The highest sustained inflation in modern U.S. history occurred during the 1970s and early 1980s, often called the "Great Inflation" era. Annual inflation rates peaked at 13.5% in 1980, driven by oil price shocks, expansionary monetary policy, and wage-price spirals. The Federal Reserve under Paul Volcker responded by raising the federal funds rate to nearly 20%, which eventually brought inflation down but also triggered a severe recession in 1981-1982. The single highest annual CPI increase was 17.8% in 1917 during World War I. More recently, inflation reached 8.0% in 2022 — the highest in over 40 years — due to pandemic-era supply chain disruptions and expansionary fiscal policy.

Protecting your wealth from inflation requires investing in assets that historically outpace inflation over the long term. Common strategies include:

• Stocks & Equities: Historically, the S&P 500 has returned about 7-10% annually (after inflation), significantly outpacing inflation over decades.
• Treasury Inflation-Protected Securities (TIPS): U.S. government bonds whose principal adjusts with CPI, providing direct inflation protection.
• Real Estate: Property values and rental income tend to rise with inflation over time.
• Commodities: Gold, silver, and other commodities often serve as inflation hedges, though they can be volatile.
• I-Bonds: U.S. savings bonds with interest rates tied to inflation, offering a safe, government-backed option.

Keeping large amounts of cash in low-yield savings accounts during high inflation results in significant purchasing power erosion. Use this calculator to see how much value cash has lost over different time periods.

While CPI-U is the most widely used inflation measure, it has several recognized limitations:

• Substitution Bias: CPI assumes a fixed basket of goods, but consumers often switch to cheaper alternatives when prices rise, overstating the true cost of living.
• Quality Adjustments: Improvements in product quality (e.g., smartphones replacing basic cell phones) are difficult to fully account for; CPI may overstate inflation if quality improvements are undervalued.
• Geographic Variation: CPI-U is a national average and may not reflect regional cost-of-living differences.
• Individual Experience: Your personal inflation rate depends on your spending patterns — if you don't drive, gas price spikes affect you less.
• New Products: CPI can be slow to incorporate new products and services that didn't exist when the basket was defined.

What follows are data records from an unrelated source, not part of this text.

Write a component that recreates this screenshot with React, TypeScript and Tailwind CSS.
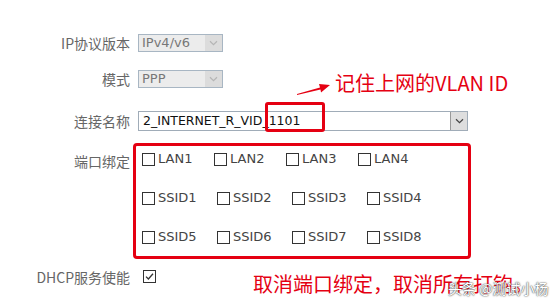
import React from "react"

const cjk = "font-['Noto_Sans_CJK_SC',sans-serif]"
const latin = "font-['DejaVu_Sans','Noto_Sans_CJK_SC',sans-serif]"

function Chevron({ color }: { color: string }) {
  return (
    <svg width="9" height="6" viewBox="0 0 9 6">
      <path d="M1 1.2 L4.5 4.6 L8 1.2" fill="none" stroke={color} strokeWidth="1.2" />
    </svg>
  )
}

function Box({ checked = false }: { checked?: boolean }) {
  return (
    <span className="flex h-[13px] w-[13px] shrink-0 items-center justify-center border border-[#333] bg-white">
      {checked && (
        <svg width="11" height="11" viewBox="0 0 11 11">
          <path d="M2 5.6 L4.4 8 L9 2.8" fill="none" stroke="#333" strokeWidth="1.3" />
        </svg>
      )}
    </span>
  )
}

function Label({ children }: { children: React.ReactNode }) {
  return (
    <div className={`w-[130px] shrink-0 text-right text-[14px] leading-none text-[#666] ${cjk}`}>
      {children}
    </div>
  )
}

function DisabledSelect({ value }: { value: string }) {
  return (
    <div className="ml-[8px] flex h-[18px] w-[85px] border border-[#a8b6c3] bg-[#ececec]">
      <div className={`flex-1 pl-[3px] text-[13px] leading-[16px] text-[#777] ${latin}`}>{value}</div>
      <div className="flex w-[17px] items-center justify-center bg-[#dcdcdc]">
        <Chevron color="#b5b5b5" />
      </div>
    </div>
  )
}

const lan = ["LAN1", "LAN2", "LAN3", "LAN4"]
const ssidA = ["SSID1", "SSID2", "SSID3", "SSID4"]
const ssidB = ["SSID5", "SSID6", "SSID7", "SSID8"]

function PortRow({ items, w }: { items: string[]; w: string }) {
  return (
    <div className="flex h-[26px] items-center">
      {items.map((it) => (
        <div key={it} className={`flex items-center gap-[3px] ${w}`}>
          <Box />
          <span className={`text-[13px] text-[#444] ${latin}`}>{it}</span>
        </div>
      ))}
    </div>
  )
}

export default function App() {
  return (
    <div className="relative h-[304px] w-[558px] overflow-hidden bg-white">
      <div className="flex flex-col pt-[34px]">
        <div className="flex h-[18px] items-center">
          <Label>IP协议版本</Label>
          <DisabledSelect value="IPv4/v6" />
        </div>

        <div className="mt-[18px] flex h-[18px] items-center">
          <Label>模式</Label>
          <DisabledSelect value="PPP" />
        </div>

        <div className="mt-[23px] flex h-[20px] items-center">
          <Label>连接名称</Label>
          <div className="ml-[8px] flex h-[20px] w-[330px] border border-[#a0acb8] bg-white">
            <div className={`flex-1 pl-[4px] text-[12.5px] leading-[18px] text-[#111] ${latin}`}>
              2_INTERNET_R_VID_1101
            </div>
            <div className="flex w-[17px] items-center justify-center border-l border-[#999] bg-[#dedede]">
              <Chevron color="#444" />
            </div>
          </div>
        </div>

        <div className="mt-[12px] flex items-start">
          <div className="pt-[11px]">
            <Label>端口绑定</Label>
          </div>
          <div className="ml-[3px] flex w-[338px] flex-col gap-[13px] rounded-[4px] border-[3px] border-[#e50012] pb-[6px] pl-[6px]">
            <PortRow items={lan} w="w-[72px]" />
            <PortRow items={ssidA} w="w-[75px]" />
            <PortRow items={ssidB} w="w-[75px]" />
          </div>
        </div>

        <div className="mt-[11px] flex h-[13px] items-center">
          <Label>DHCP服务使能</Label>
          <div className="ml-[13px]">
            <Box checked />
          </div>
          <div className={`ml-[97px] mt-[14px] text-[20px] leading-none text-[#e50012] ${cjk}`}>
            取消端口绑定，取消所有打钩。
          </div>
        </div>
      </div>

      {/* annotations */}
      <div className="absolute left-[265px] top-[102px] h-[30px] w-[60px] rounded-[3px] border-[3px] border-[#e50012]" />
      <svg className="absolute left-[296px] top-[80px]" width="36" height="18" viewBox="0 0 36 18">
        <polygon points="1,14 24,7.5 23,4 34,5 25,12.5 24.5,9.5 1,15" fill="#e50012" />
      </svg>
      <div className={`absolute left-[335px] top-[73px] text-[20px] leading-none text-[#e50012] ${cjk}`}>
        记住上网的VLAN ID
      </div>
      <div
        className={`absolute left-[448px] top-[281px] text-[14px] leading-none text-white [text-shadow:0_0_1px_#444,0_0_2px_#555] ${cjk}`}
      >
        头条 @测试小杨
      </div>
    </div>
  )
}
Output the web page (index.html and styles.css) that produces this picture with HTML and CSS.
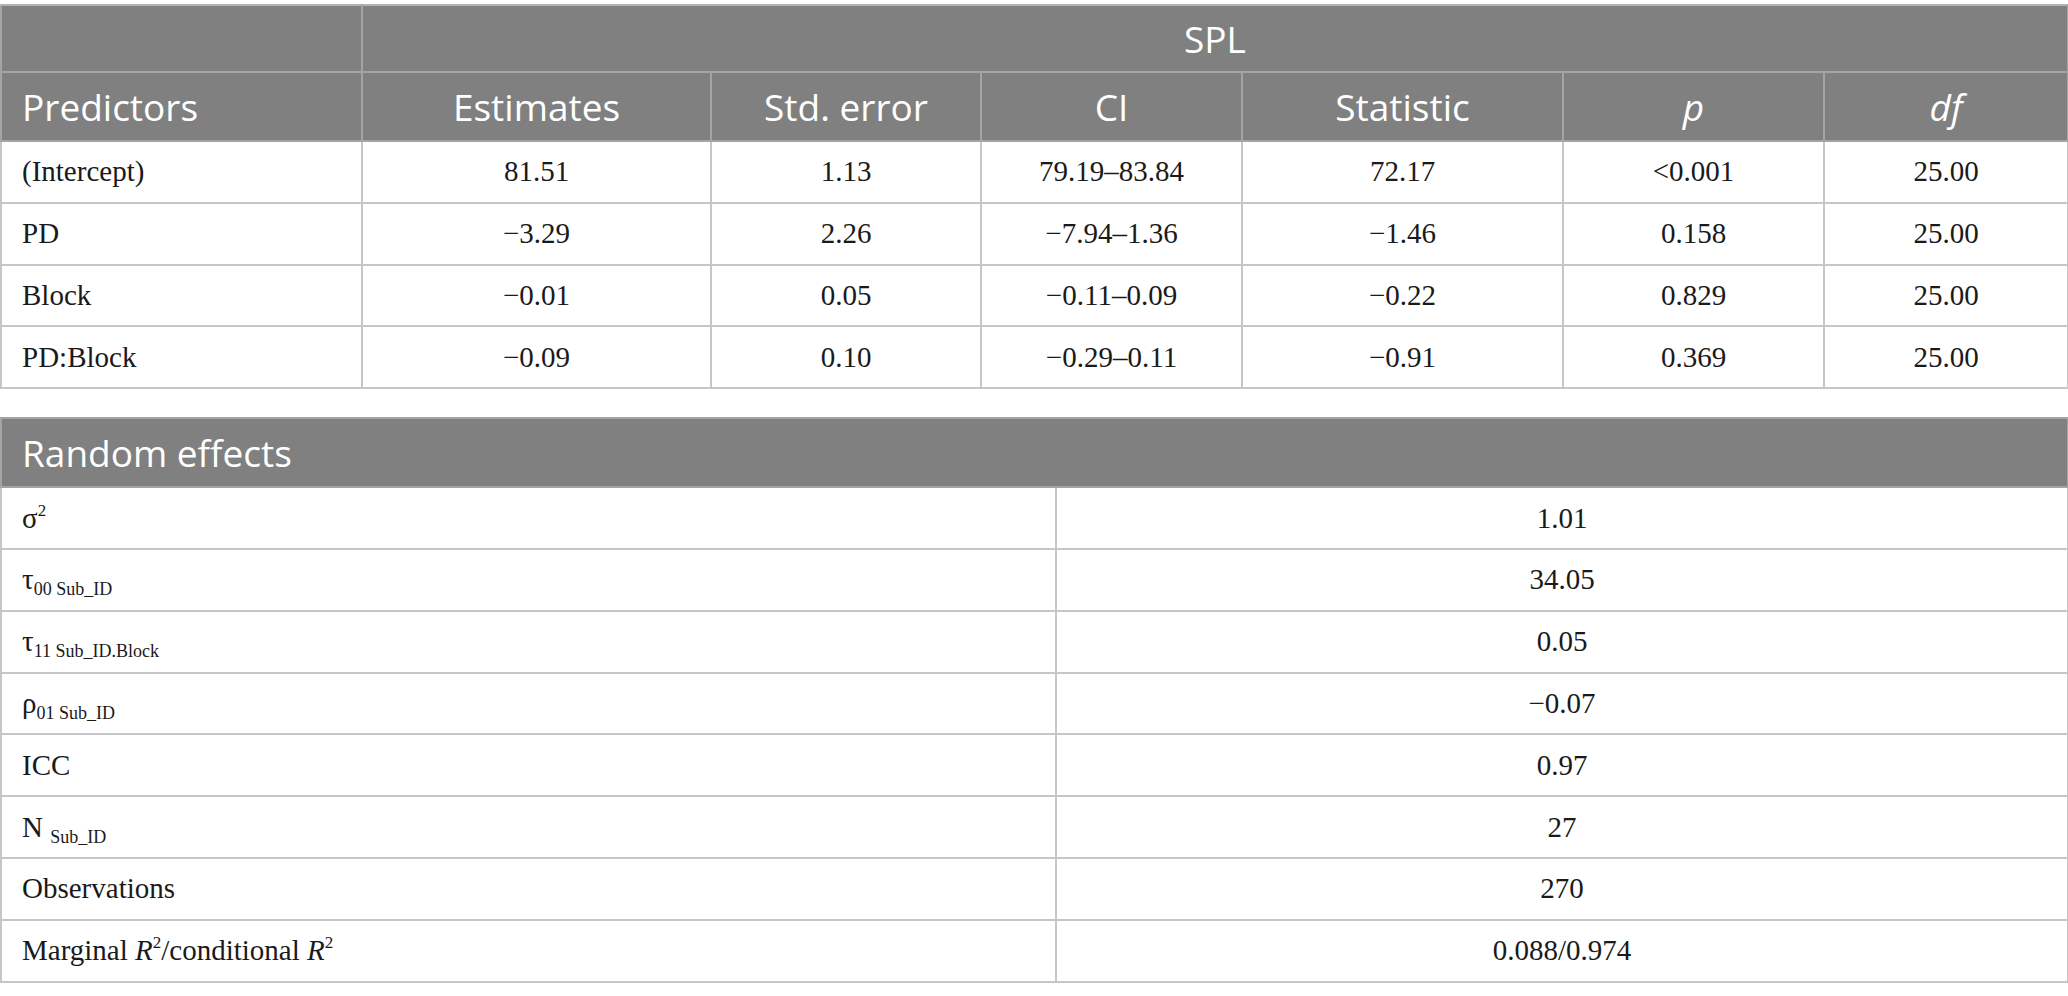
FILE: index.html
```html
<!DOCTYPE html>
<html lang="en">
<head>
<meta charset="utf-8">
<title>SPL model</title>
<link rel="stylesheet" href="styles.css">
</head>
<body>
<div class="page">
  <table class="tbl fixed">
    <colgroup>
      <col class="c1"><col class="c2"><col class="c3"><col class="c4"><col class="c5"><col class="c6"><col class="c7">
    </colgroup>
    <thead>
      <tr class="h1">
        <th></th>
        <th colspan="6" class="ctr">SPL</th>
      </tr>
      <tr class="h2">
        <th class="lft">Predictors</th>
        <th class="ctr">Estimates</th>
        <th class="ctr">Std. error</th>
        <th class="ctr">CI</th>
        <th class="ctr">Statistic</th>
        <th class="ctr"><i>p</i></th>
        <th class="ctr"><i>df</i></th>
      </tr>
    </thead>
    <tbody>
      <tr><td class="lft">(Intercept)</td><td>81.51</td><td>1.13</td><td>79.19–83.84</td><td>72.17</td><td>&lt;0.001</td><td>25.00</td></tr>
      <tr><td class="lft">PD</td><td>−3.29</td><td>2.26</td><td>−7.94–1.36</td><td>−1.46</td><td>0.158</td><td>25.00</td></tr>
      <tr><td class="lft">Block</td><td>−0.01</td><td>0.05</td><td>−0.11–0.09</td><td>−0.22</td><td>0.829</td><td>25.00</td></tr>
      <tr><td class="lft">PD:Block</td><td>−0.09</td><td>0.10</td><td>−0.29–0.11</td><td>−0.91</td><td>0.369</td><td>25.00</td></tr>
    </tbody>
  </table>

  <table class="tbl fixed re">
    <colgroup>
      <col class="r1"><col class="r2">
    </colgroup>
    <thead>
      <tr class="h2">
        <th colspan="2" class="lft">Random effects</th>
      </tr>
    </thead>
    <tbody>
      <tr><td class="lft">σ<sup class="sp">2</sup></td><td>1.01</td></tr>
      <tr><td class="lft">τ<sub class="sb">00 Sub_ID</sub></td><td>34.05</td></tr>
      <tr><td class="lft">τ<sub class="sb">11 Sub_ID.Block</sub></td><td>0.05</td></tr>
      <tr><td class="lft">ρ<sub class="sb">01 Sub_ID</sub></td><td>−0.07</td></tr>
      <tr><td class="lft">ICC</td><td>0.97</td></tr>
      <tr><td class="lft">N <sub class="sb">Sub_ID</sub></td><td>27</td></tr>
      <tr><td class="lft">Observations</td><td>270</td></tr>
      <tr><td class="lft">Marginal <i>R</i><sup class="sp">2</sup>/conditional <i>R</i><sup class="sp">2</sup></td><td>0.088/0.974</td></tr>
    </tbody>
  </table>
</div>
</body>
</html>
```

FILE: styles.css
```css
html, body {
  margin: 0;
  padding: 0;
  background: #ffffff;
}

.page {
  padding-top: 4px;
  display: flex;
  flex-direction: column;
  gap: 28px;
}

.tbl {
  border-collapse: collapse;
  width: 2067px;
  table-layout: fixed;
  font-family: "Liberation Serif", "Times New Roman", serif;
  font-size: 29px;
  color: #1a1a1a;
}

.c1 { width: 361px; }
.c2 { width: 349px; }
.c3 { width: 270px; }
.c4 { width: 261px; }
.c5 { width: 321px; }
.c6 { width: 261px; }
.c7 { width: 244px; }

.r1 { width: 1055px; }
.r2 { width: 1012px; }

.tbl th {
  background: #7f807f;
  color: #ffffff;
  font-family: "Open Sans", "Noto Sans", sans-serif;
  font-weight: 400;
  font-size: 37px;
  border: 2px solid #a3a4a3;
  padding: 0;
  line-height: 1;
}

.tbl .h1 th {
  height: 65px;
  border-top-color: #b3b3b3;
}

.tbl .h2 th {
  height: 67px;
}

.tbl td {
  border: 2px solid #c6c6c6;
  height: 59.8px;
  padding: 0;
  text-align: center;
  line-height: 1;
}

.tbl td + td {
  border-left-width: 1px;
}

.tbl th + th {
  border-left-width: 1px;
}

.tbl .lft {
  text-align: left;
  padding-left: 20px;
}

.tbl .ctr {
  text-align: center;
}

.tbl i {
  font-style: italic;
}

.sb {
  font-size: 18px;
  vertical-align: -6px;
  line-height: 0;
}

.sp {
  font-size: 17px;
  vertical-align: 12px;
  line-height: 0;
}
```
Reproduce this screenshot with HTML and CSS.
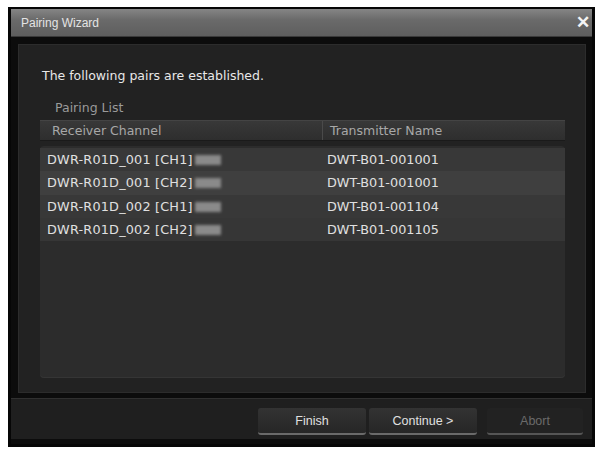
FILE: index.html
```html
<!DOCTYPE html>
<html lang="en">
<head>
    <meta charset="UTF-8">
    <title>Pairing Wizard</title>
    <link rel="stylesheet" href="styles.css">
</head>
<body>
    <div class="window">
        <div class="titlebar">
            <span class="title">Pairing Wizard</span>
            <span class="close">&#x2715;</span>
        </div>
        <div class="content">
            <p class="message">The following pairs are established.</p>
            <div class="list-label">Pairing List</div>
            <div class="table-head">
                <div class="col col-rx">Receiver Channel</div>
                <div class="col col-tx">Transmitter Name</div>
            </div>
            <div class="list">
                <div class="row">
                    <div class="col col-rx">DWR-R01D_001 [CH1]<span class="blur"></span></div>
                    <div class="col col-tx">DWT-B01-001001</div>
                </div>
                <div class="row">
                    <div class="col col-rx">DWR-R01D_001 [CH2]<span class="blur"></span></div>
                    <div class="col col-tx">DWT-B01-001001</div>
                </div>
                <div class="row">
                    <div class="col col-rx">DWR-R01D_002 [CH1]<span class="blur"></span></div>
                    <div class="col col-tx">DWT-B01-001104</div>
                </div>
                <div class="row">
                    <div class="col col-rx">DWR-R01D_002 [CH2]<span class="blur"></span></div>
                    <div class="col col-tx">DWT-B01-001105</div>
                </div>
            </div>
        </div>
        <div class="footer">
            <button class="btn">Finish</button>
            <button class="btn">Continue &gt;</button>
            <button class="btn btn-disabled">Abort</button>
        </div>
    </div>
</body>
</html>
```

FILE: styles.css
```css
body {
    margin: 0;
    background: #fff;
    font-family: 'DejaVu Sans', Verdana, sans-serif;
}
.window {
    margin: 7px 3px 0 8px;
    width: 581px;
    height: 435px;
    background: #0c0c0c;
    border: 3px solid #060606;
    border-top-width: 2px;
    display: flex;
    flex-direction: column;
}
.titlebar {
    height: 27px;
    background: linear-gradient(#858585, #6a6a6a 40%, #5e5e5e);
    display: flex;
    align-items: center;
    justify-content: space-between;
    padding: 0 2px 0 10px;
    border-bottom: 1px solid #3a3a3a;
}
.title {
    color: #e4e4e4;
    font-family: 'Liberation Sans', Arial, sans-serif;
    font-size: 12px;
}
.close {
    color: #f4f4f4;
    font-family: 'Liberation Sans', Arial, sans-serif;
    font-size: 17px;
    font-weight: bold;
}
.content {
    margin: 7px 6px 0 7px;
    height: 347px;
    flex-shrink: 0;
    background: #222;
    border: 1px solid #2c2c2c;
    padding: 0 20px 0 9px;
}
.message {
    margin: 23px 0 0 14px;
    line-height: 16px;
    color: #e8e8e8;
    font-size: 12.5px;
}
.list-label {
    margin: 16px 0 0 27px;
    line-height: 16px;
    color: #9a9a9a;
    font-size: 12.5px;
}
.table-head {
    display: flex;
    margin: 4px 0 0 12px;
    height: 19px;
    background: linear-gradient(#383838, #2e2e2e);
    border-top: 1px solid #444;
    border-bottom: 1px solid #1a1a1a;
    color: #a8a8a8;
    font-size: 12.5px;
    line-height: 19px;
}
.table-head .col-rx {
    width: 270px;
    padding-left: 12px;
}
.table-head .col-tx {
    border-left: 1px solid #4a4a4a;
    padding-left: 7px;
}
.col-tx {
    flex: 1;
}
.list {
    margin: 5px 0 0 12px;
    height: 230px;
    padding-top: 2px;
    background: #2c2c2c;
    border-radius: 4px;
    box-shadow: inset 0 -1px 0 #353535;
}
.row {
    display: flex;
    height: 23.3px;
    align-items: center;
    color: #e0e0e0;
    font-size: 12.8px;
    background: #383838;
}
.row:nth-child(even) {
    background: #3f3f3f;
}
.row:last-child {
    background: #363636;
}
.row .col-rx {
    width: 280px;
    padding-left: 7px;
    letter-spacing: 0.2px;
}
.blur {
    display: inline-block;
    width: 26px;
    height: 10px;
    margin-left: 2px;
    background: #8a8a8a;
    filter: blur(1.5px);
    vertical-align: -1px;
}
.footer {
    flex: 1;
    margin: 5px 0 5px 0;
    border-top: 1px solid #303030;
    background: #1f1f1f;
    display: flex;
    justify-content: flex-end;
    align-items: flex-end;
    padding: 0 9px 4px 0;
}
.btn {
    width: 108px;
    height: 27px;
    margin-left: 3px;
    font-family: 'Liberation Sans', Arial, sans-serif;
    font-size: 12.5px;
    color: #e0e0e0;
    background: linear-gradient(#333, #262626);
    border: none;
    border-bottom: 2px solid #6a6a6a;
    border-radius: 3px;
}
.btn-disabled {
    width: 96px;
    margin-left: 10px;
    color: #6a6a6a;
    background: #222;
    border-bottom-color: #555;
}
```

Alternative measures include the PCE Price Index (used by the Federal Reserve), the Chained CPI, and core inflation (which excludes volatile food and energy prices). Despite these limitations, CPI-U remains the best available long-term dataset for comparing purchasing power across decades.

No. This calculator uses historical CPI data only and cannot predict future inflation rates. Inflation is influenced by complex economic factors including monetary policy, supply chains, energy prices, labor markets, and geopolitical events — none of which can be forecast with certainty. The Federal Reserve targets a 2% annual inflation rate as measured by the PCE Price Index, but actual rates vary considerably year to year. For financial planning purposes, many experts recommend assuming an average inflation rate of 2-3% per year over the long term, though recent years have shown that higher rates are possible. Use this calculator to understand past inflation patterns and inform — but not dictate — your future financial decisions.
Data source: U.S. Bureau of Labor Statistics — Consumer Price Index for All Urban Consumers (CPI-U), 1982-1984=100. 2024 data is estimated based on latest available monthly figures.